The perfect camp hat



I didn’t give it much thought at first when my paddling buddy began handing over his sleeping pad, rain jacket and canoe pack to his nephew. I just considered it a nice gesture; after all, we had finished our trip — 27 days paddling Quetico park — and his nephew was just beginning his — a summer spent working as a canoe guide for Scouts Northern Tier Camp. But when Andy handed over his canoe hat, a weathered Tilly complete with a sweat-stained rim and a dozen or so mosquitoes squashed on the cap, I definitely took notice. Giving away simple camp gear is one thing…but a canoe hat…that’s like handing over your soul!

Wearing a hat on a canoe trip does much more then protect your bald spot from the ultra-violate rays or hide bad hair. A hat advertises your character out on a trip, it introduces your true self to passers by, announces to everyone that you’re an individual, a true adventurer. And Andy didn’t just wear a baseball cap; no, it was a preshrunk, water repellent, full-brimmed Tilly. Not a fake Tilly, a true “tested through the intestine of an elephant” Tilly. My canoe partner is definitely not a fashion-designer canoe snob but he knows a good hat when he sees it.

Maybe I’m more of a hat fan then Andy, but I just couldn’t help but question him all the way home about why he would hand over his canoe bonnet that covered his skull for 27 days in Quetico, not to mention countless other trips in the north.
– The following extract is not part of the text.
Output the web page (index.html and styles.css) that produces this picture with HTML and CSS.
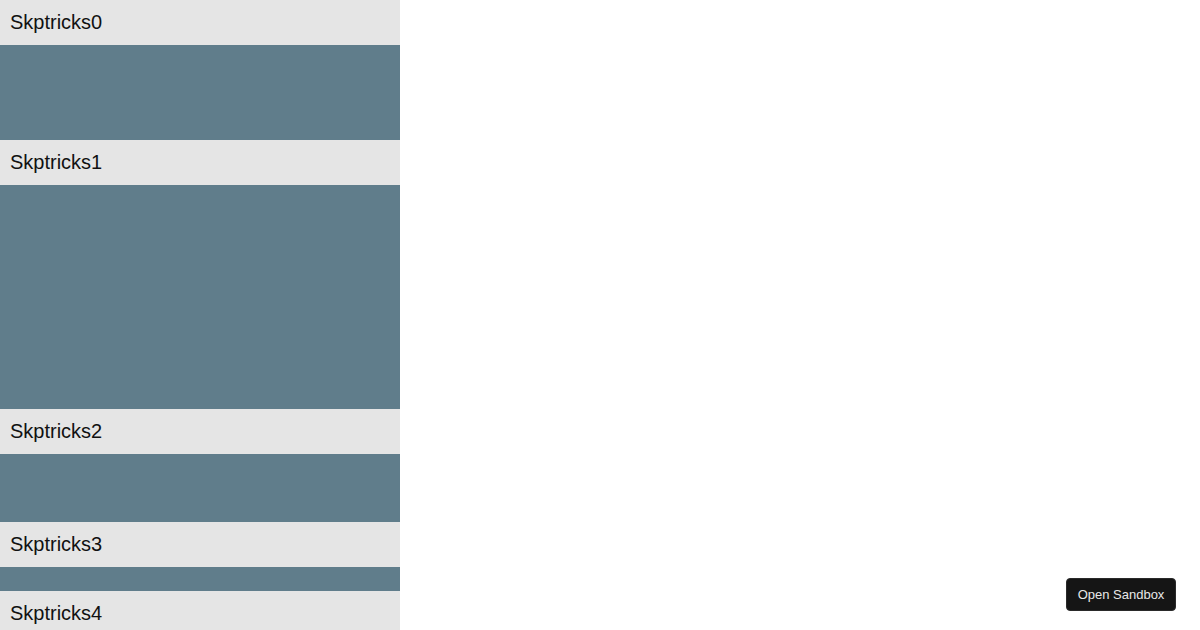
FILE: index.html
```html
<!DOCTYPE html>
<html>
<head>
<meta charset="utf-8">
<link rel="stylesheet" href="styles.css">
</head>
<body>
<div class="list">
  <div class="item"><div class="title">Skptricks0</div><div class="panel" style="height:95px"></div></div>
  <div class="item"><div class="title">Skptricks1</div><div class="panel" style="height:224px"></div></div>
  <div class="item"><div class="title">Skptricks2</div><div class="panel" style="height:68px"></div></div>
  <div class="item"><div class="title">Skptricks3</div><div class="panel" style="height:24px"></div></div>
  <div class="item"><div class="title">Skptricks4</div><div class="panel" style="height:60px"></div></div>
</div>
<a class="sandbox">Open Sandbox</a>
</body>
</html>
```
FILE: styles.css
```css
html, body {
  margin: 0;
  padding: 0;
  background: #ffffff;
  overflow: hidden;
}
body {
  font-family: "Liberation Sans", Arial, sans-serif;
}
.list {
  width: 400px;
  display: flex;
  flex-direction: column;
}
.title {
  box-sizing: border-box;
  height: 45px;
  padding: 11px 10px;
  font-size: 20px;
  line-height: 23px;
  color: #111;
  background: #e5e5e5;
}
.panel {
  background: #607d8b;
}
.sandbox {
  position: fixed;
  right: 24px;
  bottom: 19px;
  width: 110px;
  height: 33px;
  box-sizing: border-box;
  display: flex;
  align-items: center;
  justify-content: center;
  background: #151515;
  color: #e8e8e8;
  border-radius: 4px;
  font-family: "Liberation Sans", Arial, sans-serif;
  font-size: 13px;
  border: 1px solid #2a2a2a;
}
```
I’m guessing, however, that the taunting had some effect, because a week later he phoned up the camp to ask his nephew for the hat back.

That’s when bad went to worst. The nephew had misplaced it after lending it to a young Scout who was suffering from heat stroke. No one seemed to know where it was left behind.

Andy was okay with the mishap. I wasn’t. I contacted the head camp councilor demanding they investigate poor Andy’s lost soul — I mean hat. Throughout the summer a massive search went on, unknown to Andy, and it wasn’t until the last week of the season that the hat was located, stuffed into the back corner of a bush plane docked somewhere north of Red Lake, Ontario. It was immediately shipped to its rightful owner, with a long, drawn-out note of apology from a very sheepish nephew for being so callous.

So, what does Andy do? He decides to play a practical joke on the poor boy and replies to his nephew’s letter by stating “thanks…but it’s not my hat!”

It took until the annual family gathering at Christmas for the joke to be let out of the bag, after Andy un-wrapped a brand-new Tilly from a gift-box handed over from his nephew.

Thankfully, family members have a tendency to forgive and forget. His nephew just recently made the decision to work in the north again this season, and being the good Uncle Andy is, he mailed off some gear for him to borrow — including his new Tilly from Christmas, with his nephew’s name inscribed inside.